Sarah Zell Young explains that this ritual is both individual and communal. The three women pictured are holding a large plastic ball filled with pieces of bread, and their gaze confronts the viewer to join their act of repentance.
We Share the Weight, 12 X 18,” Photograph, 2012
This photograph, shot from below the hands of three women holding a plastic ball filled with pieces of bread, is part of a larger series, exploring how the ritual of Tashlich combines both a highly personal and communal experience. Casting away crumbs of bread, representing personal sins, upon the water is an act of atonement. We Share the Weight highlights our shared transgressions as each overlapping hand literally carries the weight of the transparent sphere.
Tobi Kahn
YLAI, 15 X 11,” Acrylic on wood, 2014
Each year on Rosh Hashanah we start anew. Tobi Kahn’s glimmering acrylic painting represents what appears to be a path or road. The asymmetrical composition gives just enough information to the viewer to begin to engage with the yin yang imagery, and begin their route into the New Year.
Yona Verwer
Ushpizot-Miriam, Mixed media on canvas, 20,” 2016
Instead of the usual male guests, Yona Verwer’s sukkah guests are biblical women. Miriam is associated with water: Miriam’s well, and leading women in celebration after crossing the Red Sea.

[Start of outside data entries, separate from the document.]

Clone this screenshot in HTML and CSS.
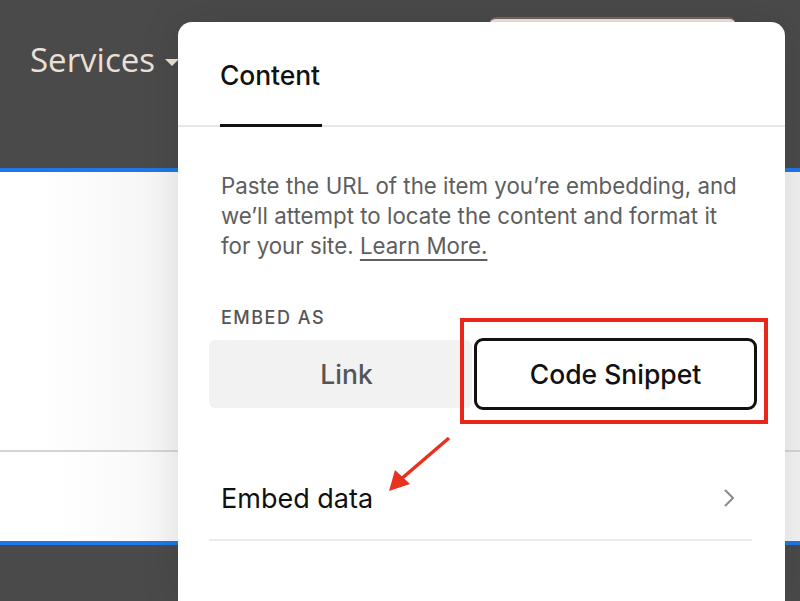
FILE: index.html
```html
<!DOCTYPE html>
<html>
<head>
<meta charset="utf-8">
<link rel="stylesheet" href="styles.css">
</head>
<body>
<div class="page">
  <header class="topbar">
    <nav class="nav">
      <span class="nav-item">Services</span>
      <span class="caret"></span>
    </nav>
    <div class="cta"></div>
  </header>
  <div class="blue-line"></div>
  <section class="band-light"></section>
  <div class="gray-line"></div>
  <section class="band-white"></section>
  <div class="blue-line"></div>
  <footer class="bottombar"></footer>
</div>

<div class="panel">
  <div class="tabs">
    <div class="tab active">Content</div>
  </div>
  <div class="body">
    <p class="desc">Paste the URL of the item you’re embedding, and we’ll attempt to locate the content and format it for your site. <a class="learn">Learn More.</a></p>
    <div class="label">EMBED AS</div>
    <div class="toggle">
      <div class="opt opt-link">Link</div>
      <div class="opt opt-code">Code Snippet</div>
    </div>
    <div class="row">
      <span>Embed data</span>
      <svg class="chev" width="14" height="22" viewBox="0 0 14 22"><path d="M3 3 L11 11 L3 19" fill="none" stroke="#8a8a8a" stroke-width="2"/></svg>
    </div>
  </div>
</div>

<div class="highlight"></div>
<svg class="arrow" width="70" height="62" viewBox="0 0 70 62">
  <line x1="63" y1="4" x2="14" y2="46" stroke="#e8311f" stroke-width="3.5"/>
  <polygon points="3,57 9,36 24,50" fill="#e8311f"/>
</svg>
</body>
</html>
```
FILE: styles.css
```css
html, body {
  margin: 0;
  padding: 0;
}
body {
  width: 800px;
  height: 601px;
  overflow: hidden;
  position: relative;
  font-family: "Inter", "Liberation Sans", sans-serif;
}
.page {
  display: flex;
  flex-direction: column;
  height: 601px;
}
.topbar {
  height: 168px;
  background: #4a4a4a;
  display: flex;
  align-items: flex-start;
}
.nav {
  display: flex;
  align-items: center;
  padding: 38px 0 0 30px;
  gap: 10px;
}
.nav-item {
  font-family: "Open Sans", sans-serif;
  font-size: 33px;
  color: #eae0d6;
  line-height: 44px;
}
.caret {
  width: 0;
  height: 0;
  border-left: 7px solid transparent;
  border-right: 7px solid transparent;
  border-top: 7px solid #eae0d6;
  margin-top: 4px;
}
.cta {
  margin: 17px 0 0 311px;
  width: 245px;
  height: 40px;
  background: #ece3dc;
  border-radius: 6px;
  border-top: 2px solid #7a655c;
}
.blue-line {
  height: 4px;
  background: #1f78e6;
}
.band-light {
  height: 278px;
  background: linear-gradient(to right, #ffffff 0px, #ffffff 40px, #f4f4f4 178px, #f1f1f1 100%);
}
.gray-line {
  height: 2px;
  background: #d4d4d4;
}
.band-white {
  height: 89px;
  background: linear-gradient(to right, #ffffff 0px, #ffffff 60px, #f6f6f6 178px, #f3f3f3 100%);
}
.bottombar {
  flex: 1;
  background: #4a4a4a;
}

.panel {
  position: absolute;
  left: 178px;
  top: 22px;
  width: 607px;
  height: 579px;
  background: #fff;
  border-radius: 14px 14px 0 0;
  box-shadow: 0 0 40px rgba(0,0,0,0.10);
}
.tabs {
  height: 103px;
  border-bottom: 2px solid #e6e6e6;
  padding-left: 42px;
  display: flex;
}
.tab {
  font-size: 26.5px;
  font-weight: 500;
  color: #111;
  width: 102px;
  padding-top: 38px;
  line-height: 30px;
  border-bottom: 3px solid #111;
  margin-bottom: -2px;
  box-sizing: border-box;
  height: 105px;
  letter-spacing: -0.1px;
}
.body {
  padding: 0 26px 0 31px;
}
.desc {
  margin: 44px 0 0 12px;
  font-size: 22.3px;
  line-height: 30px;
  color: #5e5e5e;
  width: 525px;
}
.learn {
  color: #5e5e5e;
  text-decoration: underline;
  text-decoration-thickness: 2px;
  text-underline-offset: 5px;
}
.label {
  margin: 46px 0 0 12px;
  font-size: 18px;
  font-weight: 500;
  letter-spacing: 1.5px;
  color: #555;
  line-height: 22px;
}
.toggle {
  display: flex;
  align-items: center;
  margin-top: 9px;
  gap: 2px;
}
.opt {
  display: flex;
  align-items: center;
  justify-content: center;
  box-sizing: border-box;
}
.opt-link {
  width: 263px;
  height: 68px;
  padding-left: 12px;
  background: #f2f2f2;
  border-radius: 6px;
  font-size: 26.5px;
  font-weight: 500;
  color: #555;
}
.opt-code {
  width: 283px;
  height: 72px;
  background: #fff;
  border: 3px solid #111;
  border-radius: 9px;
  font-size: 26.5px;
  font-weight: 500;
  color: #111;
}
.row {
  margin-top: 47px;
  margin-right: 7px;
  height: 84px;
  border-bottom: 2px solid #ebebeb;
  display: flex;
  align-items: center;
  justify-content: space-between;
  padding: 0 16px 0 12px;
  font-size: 27px;
  color: #111;
  box-sizing: border-box;
}
.chev {
  display: block;
}
.highlight {
  position: absolute;
  left: 460px;
  top: 318px;
  width: 308px;
  height: 106px;
  box-sizing: border-box;
  border: 4px solid #e8261a;
}
.arrow {
  position: absolute;
  left: 386px;
  top: 434px;
}
```
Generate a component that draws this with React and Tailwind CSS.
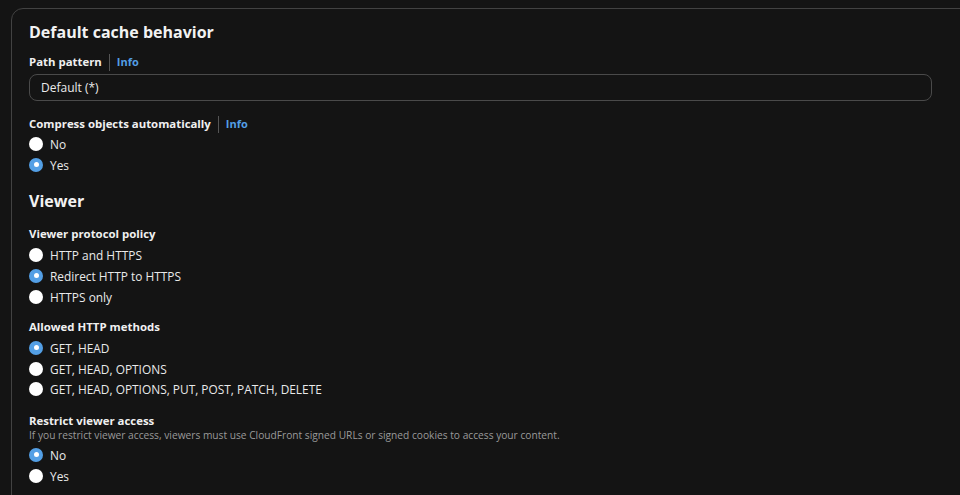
import React from "react";

function Radio({ checked, label }) {
  return (
    <div className="flex h-[20.75px] items-center">
      {checked ? (
        <span className="flex h-[14px] w-[14px] items-center justify-center rounded-full bg-[#539fe5]">
          <span className="h-[5px] w-[5px] rounded-full bg-white" />
        </span>
      ) : (
        <span className="h-[14px] w-[14px] rounded-full bg-white" />
      )}
      <span className="ml-[7px] text-[11.9px] leading-4 text-[#eaeaea]">{label}</span>
    </div>
  );
}

function Label({ children, info }) {
  return (
    <div className="flex h-4 items-center text-[11.4px] font-bold leading-4 text-[#f0f0f0]">
      <span>{children}</span>
      {info && (
        <>
          <span className="ml-[7px] h-[17px] w-px bg-[#555]" />
          <span className="ml-[7px] text-[11px] font-bold text-[#539fe5]">Info</span>
        </>
      )}
    </div>
  );
}

export default function App() {
  return (
    <div
      className="h-[495px] w-[960px] overflow-hidden bg-[#141414] pl-[11px] pt-2"
      style={{ fontFamily: '"Open Sans", "Noto Sans", sans-serif' }}
    >
      <div className="h-[520px] w-[1000px] rounded-xl border border-[#424242] bg-[#141414] pl-[17px] pt-3">
        <h2 className="text-[16px] font-bold leading-[22px] text-[#f2f2f2]">Default cache behavior</h2>

        <div className="mt-[11px]">
          <Label info>Path pattern</Label>
          <div className="mt-1 flex h-[27px] w-[903px] items-center rounded-lg border border-[#4a4a4a] px-[11px] text-[12px] text-[#eaeaea]">
            Default (*)
          </div>
        </div>

        <div className="mt-[15px]">
          <Label info>Compress objects automatically</Label>
          <div className="mt-[1.6px]">
            <Radio label="No" />
            <Radio checked label="Yes" />
          </div>
        </div>

        <h3 className="mt-[15px] text-[16px] font-bold leading-[22px] text-[#f2f2f2]">Viewer</h3>

        <div className="mt-[14px]">
          <Label>Viewer protocol policy</Label>
          <div className="mt-[2.6px]">
            <Radio label="HTTP and HTTPS" />
            <Radio checked label="Redirect HTTP to HTTPS" />
            <Radio label="HTTPS only" />
          </div>
        </div>

        <div className="mt-[12px]">
          <Label>Allowed HTTP methods</Label>
          <div className="mt-[2.6px]">
            <Radio checked label="GET, HEAD" />
            <Radio label="GET, HEAD, OPTIONS" />
            <Radio label="GET, HEAD, OPTIONS, PUT, POST, PATCH, DELETE" />
          </div>
        </div>

        <div className="mt-[13px]">
          <Label>Restrict viewer access</Label>
          <p className="text-[10.2px] leading-[13px] text-[#9a9a9a]">
            If you restrict viewer access, viewers must use CloudFront signed URLs or signed cookies to access your content.
          </p>
          <div className="mt-[2.6px]">
            <Radio checked label="No" />
            <Radio label="Yes" />
          </div>
        </div>
      </div>
    </div>
  );
}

This painting, it’s shape and size approximating a tambourine, or the view looking down a round well, shows an abstract water image, penetrated by Miriam’s prophetess light.
Adele Esses
Kiss the Torah, Rohi, Acrylic on canvas, 16 X 20,” 2016
This striking view from the Women’s Balcony on the High Holidays reveals two women, still anonymously seen from the back while one child bravely waves to a male relative far below. The artist tells us that in the Syrian Jewish community when the Torah is brought out of the aron on Shabbat and holidays, the women cluster around the mechitza to catch a glimpse and blow kisses, expresses the feeling that the Torah is “rohi”; i.e. my spirit…my soul!
Alan Falk
The Scapegoat Again (The Azazel), Watercolor on paper, 18 X 12,” 2009
Alan Falk’s terrifying image, “The Azazel,” recasts the Yom Kippur scapegoat as an evil beast cruelly caught in the barbed wire of hate. Falk sees the historical Jewish struggle with unfounded bigotry and prejudice, here in the red thread tied to its horns – a reference to the Yom Kippur expiation of the sins of the Jewish people – instead symbolizing the sins of the accusers.
Alan Hobscheid
The Sleep (from the “Yona” series), Digital print, 9 X 10,” 2011
As seen here, the Prophet Jonah is suffocated in anguished sleep by the unfolding violent storm that attacks the ship in which he had tried to evade God’s command (Jonah:1:5). The artist explains, “When I converted to Judaism, Betzalel Yona became my Hebrew name. Betzalel …as the primary artist of the wandering Hebrews and Yona my essential spiritual nature…to ever be questioning and experiencing the life force that drives all of us. Yona is the part of me that must connect to the world on all of its levels.”
The Toss (from the “Yona” series), Digital print, 2011
While “After the sailors heaved Jonah overboard…the sea stopped raging” (Jonah:1:15) the terror had just begun for Jonah. He scrunches his face in disgust, half swallowed by the fish, half drowned by the sea. This image is just the beginning of the punishment of the prophet who refused to obey God’s order to prophesize to the city of Nineveh.
Asherah Cinnamon
Teshuvah II: Selichot, Mixed media, 22 X 24,” 2016
This evidences the theme of Teshuvah, incorporating the intention and material from an earlier public art installation made just before Rosh Hashanah 2006. I have saved the red ribbons, many with original knots still in them, some still attached to branches expressing the concept of forgiveness and mending/turning around relationships at the High Holy Days. Visitors were invited to tie a red strip of cloth to a branch structure 40 feet by 30 feet, as a personal commitment to mend a relationship in their life. Hundreds of people participated from all faiths.
Batya Kuncman
The Ardent One, Acrylic on canvas, 12 X 16,” 2016
The Theater of the Absurd easily merges with the Jewish propensity for exaggerated symbolism in Kuncman’s giant pomegranate threatening to take over her cheerful sunroom. The artist tells us that it is “first fruit marking the blessings of the New Year, Rosh Hashana. Being one of the seven fruits of the Land of Israel the pomegranate seeds are reputed to be equal in number to the 613 mitzvot (commandments) found in the Torah. The entire motif of these commandments is encapsulated in the first and last letters of the five books which spell the word Lev, meaning Heart.”
Dorene Schwartz-Weitz
To Hear the Sound of the Shofar, Polyresin, 23 X 23,” 2016
The Mitzvah, “To Hear the Shofar,” from the Mitzvah Kotel project.
Ruth Schreiber
Half Guilty – Half Innocent, Photograph, 12 X 19,” 2016
A child-like visual equation, Evil on the left, Good on the right, with the simple Jew caught in the middle, seemingly holding them both at bay.
The artist explains, “On Yom Kippur, we do an internal audit of our sins, and measure them against our positive actions.”
Indeed, we all harbor little devils alongside our little angels in our complex and at times confused souls. We hope that on Yom Kippur we can tell them apart.